— begin Source excerpt —
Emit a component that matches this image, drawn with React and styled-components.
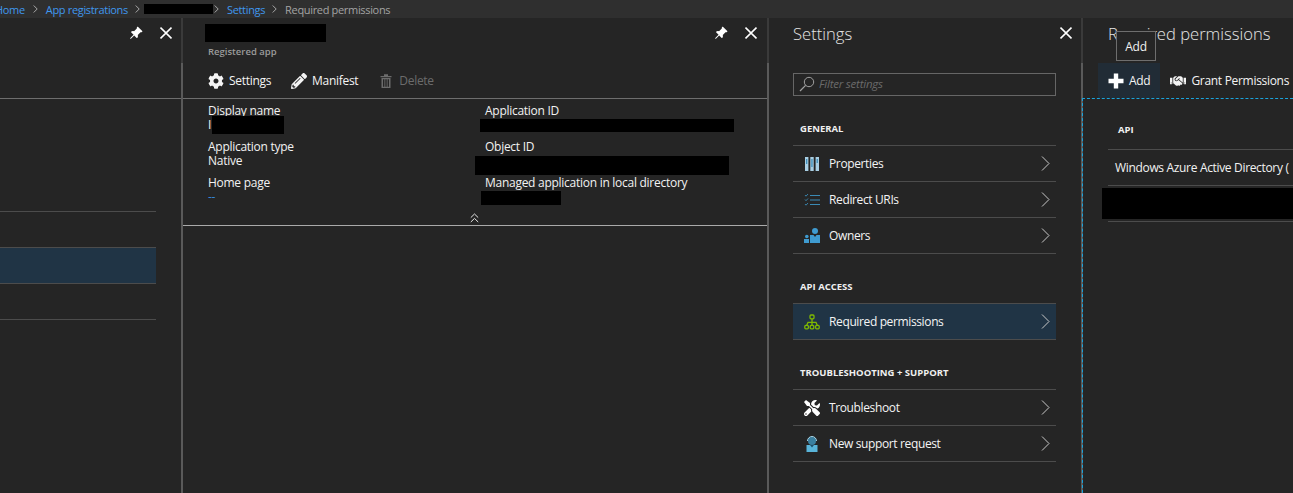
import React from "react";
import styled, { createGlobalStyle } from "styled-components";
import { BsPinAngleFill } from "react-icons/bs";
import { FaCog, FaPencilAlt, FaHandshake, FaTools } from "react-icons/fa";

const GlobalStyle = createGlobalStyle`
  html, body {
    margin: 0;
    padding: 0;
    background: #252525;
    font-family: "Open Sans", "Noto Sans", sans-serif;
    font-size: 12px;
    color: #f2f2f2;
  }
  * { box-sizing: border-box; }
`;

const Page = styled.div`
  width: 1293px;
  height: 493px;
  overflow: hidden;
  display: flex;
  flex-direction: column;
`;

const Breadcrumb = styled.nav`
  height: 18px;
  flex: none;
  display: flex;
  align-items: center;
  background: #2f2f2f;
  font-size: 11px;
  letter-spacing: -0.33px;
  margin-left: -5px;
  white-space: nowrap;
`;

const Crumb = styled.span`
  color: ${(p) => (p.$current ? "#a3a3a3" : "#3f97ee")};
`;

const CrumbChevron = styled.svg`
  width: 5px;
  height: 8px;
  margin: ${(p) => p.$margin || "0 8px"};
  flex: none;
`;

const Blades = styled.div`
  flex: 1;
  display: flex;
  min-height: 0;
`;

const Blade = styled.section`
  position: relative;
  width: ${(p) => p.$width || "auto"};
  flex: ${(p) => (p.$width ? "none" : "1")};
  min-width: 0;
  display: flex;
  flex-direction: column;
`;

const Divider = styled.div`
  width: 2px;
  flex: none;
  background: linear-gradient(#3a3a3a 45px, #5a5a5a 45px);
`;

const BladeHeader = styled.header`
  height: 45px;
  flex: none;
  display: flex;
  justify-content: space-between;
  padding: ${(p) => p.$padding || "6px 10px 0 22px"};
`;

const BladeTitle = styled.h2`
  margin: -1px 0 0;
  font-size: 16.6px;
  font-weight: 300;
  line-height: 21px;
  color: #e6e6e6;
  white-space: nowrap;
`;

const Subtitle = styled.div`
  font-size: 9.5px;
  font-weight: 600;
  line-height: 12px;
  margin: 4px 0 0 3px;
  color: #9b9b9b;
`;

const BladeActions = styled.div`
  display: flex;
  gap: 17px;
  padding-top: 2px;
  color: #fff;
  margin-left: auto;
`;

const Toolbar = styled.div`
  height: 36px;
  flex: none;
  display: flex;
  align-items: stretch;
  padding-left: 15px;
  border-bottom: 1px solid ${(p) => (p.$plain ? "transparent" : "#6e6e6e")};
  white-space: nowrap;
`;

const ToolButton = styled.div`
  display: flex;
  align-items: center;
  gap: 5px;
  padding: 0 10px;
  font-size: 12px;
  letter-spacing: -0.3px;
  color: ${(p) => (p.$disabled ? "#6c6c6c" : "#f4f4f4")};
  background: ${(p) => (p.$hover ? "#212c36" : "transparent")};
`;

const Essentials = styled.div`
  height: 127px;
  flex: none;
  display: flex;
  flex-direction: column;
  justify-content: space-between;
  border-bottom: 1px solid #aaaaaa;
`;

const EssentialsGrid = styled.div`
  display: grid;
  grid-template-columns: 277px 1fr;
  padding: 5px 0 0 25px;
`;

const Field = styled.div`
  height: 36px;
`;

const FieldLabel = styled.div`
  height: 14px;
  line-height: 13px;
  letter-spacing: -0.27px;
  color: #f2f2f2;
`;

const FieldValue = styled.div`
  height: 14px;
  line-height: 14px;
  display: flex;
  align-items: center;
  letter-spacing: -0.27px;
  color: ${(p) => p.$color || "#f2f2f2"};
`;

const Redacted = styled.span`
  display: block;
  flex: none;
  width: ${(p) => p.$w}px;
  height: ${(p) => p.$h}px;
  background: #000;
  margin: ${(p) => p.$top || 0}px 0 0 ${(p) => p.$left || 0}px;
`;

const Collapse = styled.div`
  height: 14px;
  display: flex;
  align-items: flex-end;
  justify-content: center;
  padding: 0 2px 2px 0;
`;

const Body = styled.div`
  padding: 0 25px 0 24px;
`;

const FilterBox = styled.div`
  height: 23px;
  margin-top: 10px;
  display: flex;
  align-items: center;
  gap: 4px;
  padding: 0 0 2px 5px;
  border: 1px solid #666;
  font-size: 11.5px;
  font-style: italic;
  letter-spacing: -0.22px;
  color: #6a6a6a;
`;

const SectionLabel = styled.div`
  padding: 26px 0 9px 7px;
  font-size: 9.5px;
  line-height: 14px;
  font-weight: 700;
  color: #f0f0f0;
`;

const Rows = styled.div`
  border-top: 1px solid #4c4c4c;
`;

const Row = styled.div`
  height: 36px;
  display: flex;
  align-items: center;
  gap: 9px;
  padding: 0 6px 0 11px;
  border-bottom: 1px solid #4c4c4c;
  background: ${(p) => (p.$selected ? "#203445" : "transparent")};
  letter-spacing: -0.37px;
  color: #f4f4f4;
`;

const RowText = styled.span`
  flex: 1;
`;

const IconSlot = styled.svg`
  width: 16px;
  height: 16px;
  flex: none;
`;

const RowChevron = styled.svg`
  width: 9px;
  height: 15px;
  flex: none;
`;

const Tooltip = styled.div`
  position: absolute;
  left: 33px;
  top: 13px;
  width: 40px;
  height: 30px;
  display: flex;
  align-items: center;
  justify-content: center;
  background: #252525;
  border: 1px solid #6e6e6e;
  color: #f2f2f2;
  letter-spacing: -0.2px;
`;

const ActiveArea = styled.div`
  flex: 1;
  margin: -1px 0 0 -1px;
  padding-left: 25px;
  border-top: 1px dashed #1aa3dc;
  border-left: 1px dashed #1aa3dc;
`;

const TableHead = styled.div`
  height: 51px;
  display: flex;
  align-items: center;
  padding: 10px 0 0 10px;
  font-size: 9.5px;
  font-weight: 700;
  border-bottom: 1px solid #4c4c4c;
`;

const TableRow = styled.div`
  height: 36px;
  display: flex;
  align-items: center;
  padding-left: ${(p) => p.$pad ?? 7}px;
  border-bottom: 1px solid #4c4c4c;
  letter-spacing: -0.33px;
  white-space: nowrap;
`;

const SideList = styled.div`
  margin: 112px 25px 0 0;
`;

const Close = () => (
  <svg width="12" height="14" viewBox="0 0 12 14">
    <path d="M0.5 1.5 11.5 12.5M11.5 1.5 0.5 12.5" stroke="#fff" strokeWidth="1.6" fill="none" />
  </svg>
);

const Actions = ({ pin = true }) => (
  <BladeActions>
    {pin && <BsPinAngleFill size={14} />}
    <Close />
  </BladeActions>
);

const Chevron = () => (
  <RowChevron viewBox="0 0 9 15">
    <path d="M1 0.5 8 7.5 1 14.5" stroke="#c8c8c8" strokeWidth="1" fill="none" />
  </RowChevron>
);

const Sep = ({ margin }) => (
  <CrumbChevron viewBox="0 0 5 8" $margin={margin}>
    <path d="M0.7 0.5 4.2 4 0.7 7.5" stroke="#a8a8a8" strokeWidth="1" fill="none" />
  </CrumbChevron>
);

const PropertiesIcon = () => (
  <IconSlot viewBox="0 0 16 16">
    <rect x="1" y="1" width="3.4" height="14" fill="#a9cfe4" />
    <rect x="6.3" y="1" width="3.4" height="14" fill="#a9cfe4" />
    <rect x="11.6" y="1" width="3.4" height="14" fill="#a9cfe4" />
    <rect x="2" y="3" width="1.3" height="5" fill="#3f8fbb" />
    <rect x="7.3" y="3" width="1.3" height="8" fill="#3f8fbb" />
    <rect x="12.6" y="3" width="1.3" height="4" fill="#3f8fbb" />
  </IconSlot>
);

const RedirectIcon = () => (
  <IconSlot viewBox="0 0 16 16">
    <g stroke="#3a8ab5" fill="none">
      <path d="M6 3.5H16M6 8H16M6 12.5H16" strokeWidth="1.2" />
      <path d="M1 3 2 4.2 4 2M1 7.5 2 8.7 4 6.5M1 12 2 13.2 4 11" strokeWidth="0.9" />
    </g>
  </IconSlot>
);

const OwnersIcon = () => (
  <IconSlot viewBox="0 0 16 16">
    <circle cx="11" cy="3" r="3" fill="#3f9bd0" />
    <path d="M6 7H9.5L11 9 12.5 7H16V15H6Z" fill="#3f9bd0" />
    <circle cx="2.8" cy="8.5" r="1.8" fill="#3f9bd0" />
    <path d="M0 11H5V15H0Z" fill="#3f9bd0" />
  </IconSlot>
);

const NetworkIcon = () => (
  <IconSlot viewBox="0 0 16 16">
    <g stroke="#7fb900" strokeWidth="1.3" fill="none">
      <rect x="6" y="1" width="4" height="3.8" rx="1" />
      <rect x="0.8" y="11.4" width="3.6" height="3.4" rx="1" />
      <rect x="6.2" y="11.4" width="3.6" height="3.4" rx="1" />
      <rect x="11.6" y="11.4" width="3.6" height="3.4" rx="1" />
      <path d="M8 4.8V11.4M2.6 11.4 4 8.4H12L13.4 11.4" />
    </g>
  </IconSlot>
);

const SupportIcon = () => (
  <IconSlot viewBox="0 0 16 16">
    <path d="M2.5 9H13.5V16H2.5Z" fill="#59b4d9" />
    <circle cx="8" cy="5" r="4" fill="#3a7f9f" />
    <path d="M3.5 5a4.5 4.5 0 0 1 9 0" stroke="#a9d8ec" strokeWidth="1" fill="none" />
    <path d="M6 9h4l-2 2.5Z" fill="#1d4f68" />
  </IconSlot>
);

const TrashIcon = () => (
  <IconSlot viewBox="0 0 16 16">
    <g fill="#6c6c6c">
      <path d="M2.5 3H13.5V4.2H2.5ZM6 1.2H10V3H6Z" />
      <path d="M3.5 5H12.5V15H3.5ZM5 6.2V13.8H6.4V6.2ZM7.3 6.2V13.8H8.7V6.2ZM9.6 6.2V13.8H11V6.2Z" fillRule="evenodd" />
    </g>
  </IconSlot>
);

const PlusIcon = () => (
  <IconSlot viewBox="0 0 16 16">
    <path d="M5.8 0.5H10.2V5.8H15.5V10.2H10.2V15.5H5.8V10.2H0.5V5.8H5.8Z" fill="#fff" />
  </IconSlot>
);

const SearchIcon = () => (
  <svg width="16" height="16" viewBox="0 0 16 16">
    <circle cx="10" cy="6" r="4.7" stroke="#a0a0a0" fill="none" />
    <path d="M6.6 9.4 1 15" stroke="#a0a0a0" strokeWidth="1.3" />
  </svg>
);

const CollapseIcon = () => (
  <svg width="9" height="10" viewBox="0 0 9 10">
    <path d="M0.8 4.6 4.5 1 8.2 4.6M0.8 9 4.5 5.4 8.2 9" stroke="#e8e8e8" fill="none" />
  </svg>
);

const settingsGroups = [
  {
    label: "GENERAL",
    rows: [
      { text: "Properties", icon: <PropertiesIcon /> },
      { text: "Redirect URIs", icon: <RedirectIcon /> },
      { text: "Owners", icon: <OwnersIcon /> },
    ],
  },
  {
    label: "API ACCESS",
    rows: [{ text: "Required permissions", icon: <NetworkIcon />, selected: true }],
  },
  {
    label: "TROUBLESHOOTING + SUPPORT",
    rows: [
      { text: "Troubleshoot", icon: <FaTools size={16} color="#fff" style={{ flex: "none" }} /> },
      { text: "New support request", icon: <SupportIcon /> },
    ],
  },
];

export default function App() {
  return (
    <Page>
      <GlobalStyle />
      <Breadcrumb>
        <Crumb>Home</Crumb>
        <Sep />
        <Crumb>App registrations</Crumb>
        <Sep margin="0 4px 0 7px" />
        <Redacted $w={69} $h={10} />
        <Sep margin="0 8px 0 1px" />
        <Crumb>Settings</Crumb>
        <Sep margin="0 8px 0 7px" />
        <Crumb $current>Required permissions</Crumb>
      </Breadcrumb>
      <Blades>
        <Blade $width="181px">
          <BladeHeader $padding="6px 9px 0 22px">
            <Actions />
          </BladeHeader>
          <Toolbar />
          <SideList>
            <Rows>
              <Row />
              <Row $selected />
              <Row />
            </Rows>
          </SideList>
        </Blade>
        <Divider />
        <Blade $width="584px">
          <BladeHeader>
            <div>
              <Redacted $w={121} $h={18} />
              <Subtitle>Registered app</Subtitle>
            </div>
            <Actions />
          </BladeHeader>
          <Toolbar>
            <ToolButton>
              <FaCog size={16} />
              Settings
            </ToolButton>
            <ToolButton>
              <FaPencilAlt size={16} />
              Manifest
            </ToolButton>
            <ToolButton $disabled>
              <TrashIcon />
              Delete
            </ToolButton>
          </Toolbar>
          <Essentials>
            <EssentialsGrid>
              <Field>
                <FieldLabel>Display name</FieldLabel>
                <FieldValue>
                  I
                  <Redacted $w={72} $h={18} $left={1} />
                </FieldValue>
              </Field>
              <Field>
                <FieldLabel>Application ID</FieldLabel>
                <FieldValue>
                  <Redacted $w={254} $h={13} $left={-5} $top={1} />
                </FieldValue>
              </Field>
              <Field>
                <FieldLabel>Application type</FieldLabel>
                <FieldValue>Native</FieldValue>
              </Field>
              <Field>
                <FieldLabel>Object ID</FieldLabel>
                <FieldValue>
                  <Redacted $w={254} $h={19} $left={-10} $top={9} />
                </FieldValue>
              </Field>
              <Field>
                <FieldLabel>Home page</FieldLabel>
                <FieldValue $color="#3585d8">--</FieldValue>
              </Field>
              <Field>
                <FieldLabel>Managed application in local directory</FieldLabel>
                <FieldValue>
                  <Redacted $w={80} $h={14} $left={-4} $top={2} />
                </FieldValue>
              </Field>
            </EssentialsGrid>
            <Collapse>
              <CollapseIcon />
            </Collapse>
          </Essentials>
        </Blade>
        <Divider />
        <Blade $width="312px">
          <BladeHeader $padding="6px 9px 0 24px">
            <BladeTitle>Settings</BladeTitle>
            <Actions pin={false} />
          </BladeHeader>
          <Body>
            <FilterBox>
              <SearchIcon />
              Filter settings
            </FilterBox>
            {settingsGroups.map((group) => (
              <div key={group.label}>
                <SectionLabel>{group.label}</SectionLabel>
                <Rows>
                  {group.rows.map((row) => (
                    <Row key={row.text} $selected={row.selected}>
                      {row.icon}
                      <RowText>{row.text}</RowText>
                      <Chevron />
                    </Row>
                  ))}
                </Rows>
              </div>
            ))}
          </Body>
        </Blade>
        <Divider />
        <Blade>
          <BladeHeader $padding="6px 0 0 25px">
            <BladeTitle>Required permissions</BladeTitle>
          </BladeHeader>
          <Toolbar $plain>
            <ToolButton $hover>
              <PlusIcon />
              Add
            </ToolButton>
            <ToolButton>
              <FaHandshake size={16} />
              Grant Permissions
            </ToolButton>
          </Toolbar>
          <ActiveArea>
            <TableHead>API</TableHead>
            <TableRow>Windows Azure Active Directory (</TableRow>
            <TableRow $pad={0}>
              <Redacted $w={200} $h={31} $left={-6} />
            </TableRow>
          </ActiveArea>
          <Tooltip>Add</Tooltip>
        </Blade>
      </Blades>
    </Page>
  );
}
— end Source excerpt —
» **Required work**
Up to and including the line with "FaPencilAlt, FaHandshake, FaTools", copy the data above from its first line. Skip pictures.

» **Correct result**
Emit a component that matches this image, drawn with React and styled-components.
import React from "react";
import styled, { createGlobalStyle } from "styled-components";
import { BsPinAngleFill } from "react-icons/bs";
import { FaCog, FaPencilAlt, FaHandshake, FaTools } from "react-icons/fa";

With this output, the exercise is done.